For exact selectivity estimation, we will use the actual uniform distributions of attributes in the tables.

For sanity check, we can compare the simple cost model's selectivity estimates with the exact selectivity.

In [22]:
# load ssb10_stats.pkl
with open('ssb10_stats.pkl', 'rb') as f:
    actual_stats = pickle.load(f)

In [23]:
def estimate_selectivity_eq_exact(attribute, value, stats_dict):
    data_type = data_type_dict[attribute]
    # get the column statistics
    stats = stats_dict[attribute]
    #print(f"Stats: {stats}")
    min = stats['min'] 
    max = stats['max']
    total_count = stats['total_count']
    distinct_count = stats['distinct_count']
    histogram = stats['histogram']

    # check if historgam is available
    if histogram is not None:
        # check if the value is in the histogram
        if value in histogram:
            selectivity = histogram[value] / total_count
        else:
            selectivity = 0.0

    else:
        # assume uniform distribution
        if min <= value <= max:
            selectivity = 1.0 / distinct_count
        else:
            selectivity = 0.0    

    return selectivity


def estimate_selectivity_or_exact(attribute, value, stats_dict):
    combined_selectivity = 0.0
    individual_selectivities = []

    # for each value in the IN list, estimate the selectivity separately
    for val in value:
        individual_selectivities.append(estimate_selectivity_eq_exact(attribute, val, stats_dict))

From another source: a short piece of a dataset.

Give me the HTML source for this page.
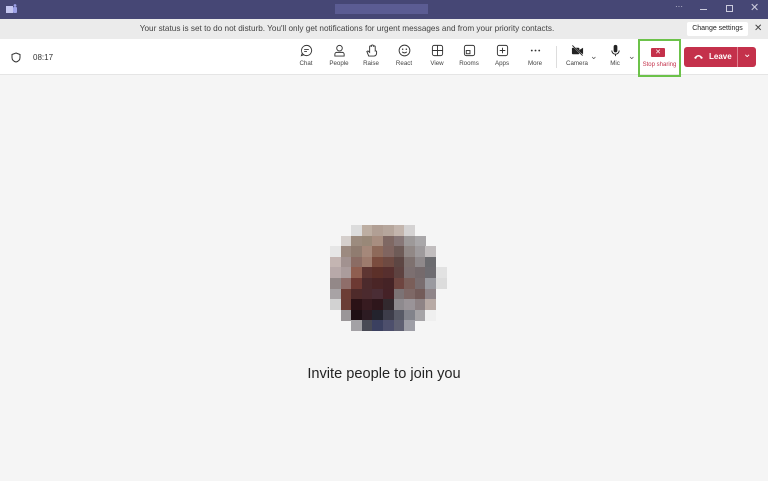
<!DOCTYPE html>
<html><head><meta charset="utf-8"><style>
*{margin:0;padding:0;box-sizing:border-box}
body{width:768px;height:481px;overflow:hidden;background:#f5f5f5;font-family:"Liberation Sans",sans-serif;position:relative}
.tb{position:absolute;left:0;top:0;width:768px;height:19px;background:#464775}
.nb{position:absolute;left:0;top:19px;width:768px;height:20px;background:#ebebeb;font-size:8px;color:#424242;line-height:20px}
.bar{position:absolute;left:0;top:39px;width:768px;height:36px;background:#fff;border-bottom:1px solid #e5e5e5}
.it{position:absolute;top:44px;width:32px;text-align:center;font-size:6.2px;color:#424242}
.it svg{display:block;margin:0 auto 3px;width:13px;height:13px}
.ab{position:absolute;font-size:6.2px;color:#424242}
.mos{position:absolute;left:330px;top:225px}
.mos div{position:absolute;width:11px;height:11px}
</style></head><body>
<div class="tb">
<svg style="position:absolute;left:6px;top:4px" width="12" height="11"><rect x="0" y="2" width="7" height="7" fill="#c4c6f0"/><rect x="7" y="3" width="4" height="6" rx="1" fill="#9ea2e8"/><circle cx="9" cy="1.5" r="1.4" fill="#9ea2e8"/></svg>
<div style="position:absolute;left:335px;top:4px;width:93px;height:10px;background:#6465a0;opacity:.7"></div>
<div style="position:absolute;left:675px;top:2px;font-size:8px;color:#ccd">···</div>
<div style="position:absolute;left:700px;top:9px;width:7px;height:1px;background:#ccd"></div>
<div style="position:absolute;left:726px;top:5px;width:7px;height:7px;border:1px solid #ccd"></div>
<div style="position:absolute;left:750px;top:1px;font-size:11px;color:#ccd">✕</div>
</div>
<div class="nb"><div style="position:absolute;left:0;width:694px;text-align:center;font-size:8.2px">Your status is set to do not disturb. You'll only get notifications for urgent messages and from your priority contacts.</div>
<div style="position:absolute;left:687px;top:3px;width:61px;height:14px;background:#fff;border-radius:2px;font-size:7px;color:#222;line-height:14px;text-align:center">Change settings</div>
<div style="position:absolute;left:754px;top:0;font-size:10px;color:#444">✕</div>
</div>
<div class="bar"></div>
<svg style="position:absolute;left:11px;top:52px" width="10" height="11" viewBox="0 0 10 11"><path d="M5 1 L9 2.5 V5.5 C9 8 7 9.5 5 10 C3 9.5 1 8 1 5.5 V2.5 Z" fill="none" stroke="#333" stroke-width="1"/></svg>
<div style="position:absolute;left:33px;top:53px;font-size:8px;color:#333">08:17</div>
<div class="it" style="left:290px"><svg viewBox="0 0 14 14"><path d="M7 1.5a5.5 5.5 0 1 1-4.6 8.5L1.5 12.5l2.6-.9A5.5 5.5 0 0 1 7 1.5z" fill="none" stroke="#333"/><path d="M4.5 6h5M4.5 8h3" stroke="#333"/></svg>Chat</div>
<div class="it" style="left:323px"><svg viewBox="0 0 14 14"><circle cx="7" cy="4.5" r="3" fill="none" stroke="#333"/><path d="M2 13v-2a2 2 0 0 1 2-2h6a2 2 0 0 1 2 2v2z" fill="none" stroke="#333"/></svg>People</div>
<div class="it" style="left:355px"><svg viewBox="0 0 14 14"><path d="M4 13l-2-5 1.2-.6L5 9V3a1 1 0 0 1 2 0V2a1 1 0 0 1 2 0v1a1 1 0 0 1 2 0v4.5a1 1 0 0 1 1.5.8V10a3 3 0 0 1-3 3z" fill="none" stroke="#333"/></svg>Raise</div>
<div class="it" style="left:388px"><svg viewBox="0 0 14 14"><circle cx="7" cy="7" r="5.8" fill="none" stroke="#333"/><circle cx="5" cy="5.6" r=".8" fill="#333"/><circle cx="9" cy="5.6" r=".8" fill="#333"/><path d="M4.5 8.5q2.5 2.2 5 0" fill="none" stroke="#333"/></svg>React</div>
<div class="it" style="left:421px"><svg viewBox="0 0 14 14"><rect x="1.5" y="1.5" width="11" height="11" rx="2" fill="none" stroke="#333"/><path d="M7 1.5v11M1.5 7h11" stroke="#333"/></svg>View</div>
<div class="it" style="left:453px"><svg viewBox="0 0 14 14"><rect x="1.5" y="1.5" width="11" height="11" rx="2" fill="none" stroke="#333"/><rect x="3.5" y="7" width="4" height="3.5" fill="none" stroke="#333"/></svg>Rooms</div>
<div class="it" style="left:486px"><svg viewBox="0 0 14 14"><rect x="1.5" y="1.5" width="11" height="11" rx="2" fill="none" stroke="#333"/><path d="M7 4v6M4 7h6" stroke="#333"/></svg>Apps</div>
<div class="it" style="left:519px"><svg viewBox="0 0 14 14"><circle cx="3" cy="7" r="1" fill="#333"/><circle cx="7" cy="7" r="1" fill="#333"/><circle cx="11" cy="7" r="1" fill="#333"/></svg>More</div>
<div style="position:absolute;left:556px;top:46px;width:1px;height:22px;background:#ddd"></div>
<div class="it" style="left:561px"><svg viewBox="0 0 14 14"><rect x="1" y="4" width="8" height="7" rx="1" fill="#222"/><path d="M9 6.5l4-2.5v7l-4-2.5z" fill="#222"/><path d="M1 1l12 12" stroke="#fff" stroke-width="1.5"/><path d="M1.5 1.5l11 11" stroke="#222"/></svg>Camera</div>
<div class="ab" style="left:590px;top:51px;font-size:9px;color:#555">⌄</div>
<div class="it" style="left:599px"><svg viewBox="0 0 14 14"><rect x="5" y="1" width="4" height="8" rx="2" fill="#222"/><path d="M3 7a4 4 0 0 0 8 0M7 11v2" fill="none" stroke="#222"/></svg>Mic</div>
<div class="ab" style="left:628px;top:51px;font-size:9px;color:#555">⌄</div>
<div style="position:absolute;left:638px;top:39px;width:43px;height:38px;border:2.5px solid #6cc24a"></div>
<div style="position:absolute;left:651px;top:48px;width:14px;height:9px;background:#c4314b;border-radius:1px;color:#fff;font-size:7px;line-height:9px;text-align:center">✕</div>
<div style="position:absolute;left:639px;top:62px;width:41px;text-align:center;font-size:6px;color:#c4314b">Stop sharing</div>
<div style="position:absolute;left:684px;top:47px;width:72px;height:20px;background:#c4314b;border-radius:3px"></div>
<div style="position:absolute;left:737px;top:47px;width:1px;height:20px;background:#e08090"></div>
<svg style="position:absolute;left:693px;top:53px" width="11" height="7" viewBox="0 0 11 7"><path d="M1 5 Q5.5 -1 10 5 L8 6 L7 4 Q5.5 3 4 4 L3 6Z" fill="#fff"/></svg>
<div style="position:absolute;left:709px;top:52px;font-size:8px;font-weight:bold;color:#fff">Leave</div>
<div style="position:absolute;left:743px;top:49px;font-size:10px;color:#fff">⌄</div>
<div class="mos" id="m"></div>
<div style="position:absolute;left:0;top:366px;width:768px;text-align:center;font-size:14.6px;color:#242424">Invite people to join you</div>
<script>
var g=[
[0,0,'#dcdcdc','#bdaea2','#b19f94','#b6a69c','#c3b5ad','#d4d2d2',0,0,0],
[0,'#d5cfcc','#9c8b7e','#998878','#a88e80','#7f6863','#877777','#9d9999','#a9a7a9',0,0],
['#e6e6e6','#9c8a80','#907c70','#a5887a','#8e6a5a','#806560','#6e5b57','#918886','#9e9a9c','#c1bdbe',0],
['#c4b5b2','#a29290','#8b6c64','#9d7b6d','#7a4c3e','#6e4a42','#5d4643','#7e716f','#8f898b','#6b6b6f',0],
['#b8a9a9','#ab9c9c','#8f5e50','#5e3532','#5c3029','#572f2e','#5e4240','#7c6f70','#756a6c','#6e6c71','#e2e2e2'],
['#938888','#8f6e6a','#6d3933','#4c2a2c','#4a2526','#452326','#6e4540','#7a5e59','#796d6f','#9a9aa0','#dcdcdc'],
['#a8a3a5','#6c3d35','#4e2a2a','#4b2a2e','#4a2d35','#452227','#7c7375','#7e6866','#735b59','#8f8589',0],
['#d2d2d2','#6a3d36','#2b1216','#371b20','#2e161b','#32292e','#8e8a8e','#9a9498','#8e8385','#b8aaa5',0],
[0,'#9a9698','#1e0f14','#2c1b22','#23232d','#3d3d4a','#585a66','#82838b','#a6a4a7','#efefef',0],
[0,0,'#a3a1a5','#494a55','#3b4060','#4d4f6c','#5f6072','#9e9ea6',0,0,0]];
var m=document.getElementById('m'),h='';
g.forEach(function(r,y){r.forEach(function(c,x){if(c)h+='<div style="left:'+Math.round(x*10.6)+'px;top:'+Math.round(y*10.6)+'px;background:'+c+'"></div>'})});
m.innerHTML=h;
</script>
</body></html>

    # compute combined selectivities using inclusion-exclusion principle and assuming independence
    for selectivity in individual_selectivities:
        combined_selectivity += selectivity 

    overlap_adjustment = 1.0
    for selectivity in individual_selectivities:
        overlap_adjustment *= (1.0 - selectivity)

    combined_selectivity -= overlap_adjustment   

    # make sure the combined selectivity is between 0 and 1
    combined_selectivity = max(0.0, min(combined_selectivity, 1.0))

    return combined_selectivity 


def estimate_selectivity_range_exact(attribute, value_range, stats_dict, total_rows):
    data_type = data_type_dict[attribute]
    # get the column statistics
    stats = stats_dict[attribute]
    #print(f"Stats: {stats}")
    min = stats['min'] 
    max = stats['max']  
    total_count = stats['total_count']
    distinct_count = stats['distinct_count']
    histogram = stats['histogram']
    #print(f"Data type: {data_type}, Min: {min}, Max: {max}, Total count: {total_count}, Distinct count: {distinct_count}")

    selectivity = 0.0
    if min <= value_range[0] <= value_range[1] <= max:
        # use histogram if available
        if histogram is not None:
            # iterate over historgram values and counts
            for val, count in histogram.items():
                #print(f"Historgram, value: {val}, count: {count}")
                if value_range[0] <= val <= value_range[1]:
                    selectivity += count

            selectivity /= total_count

        # otherwise use min and max values and assume uniform distribution
        # Note: this won't work for char type columns
        else:
            selectivity = (value_range[1] - value_range[0]) / (max - min)     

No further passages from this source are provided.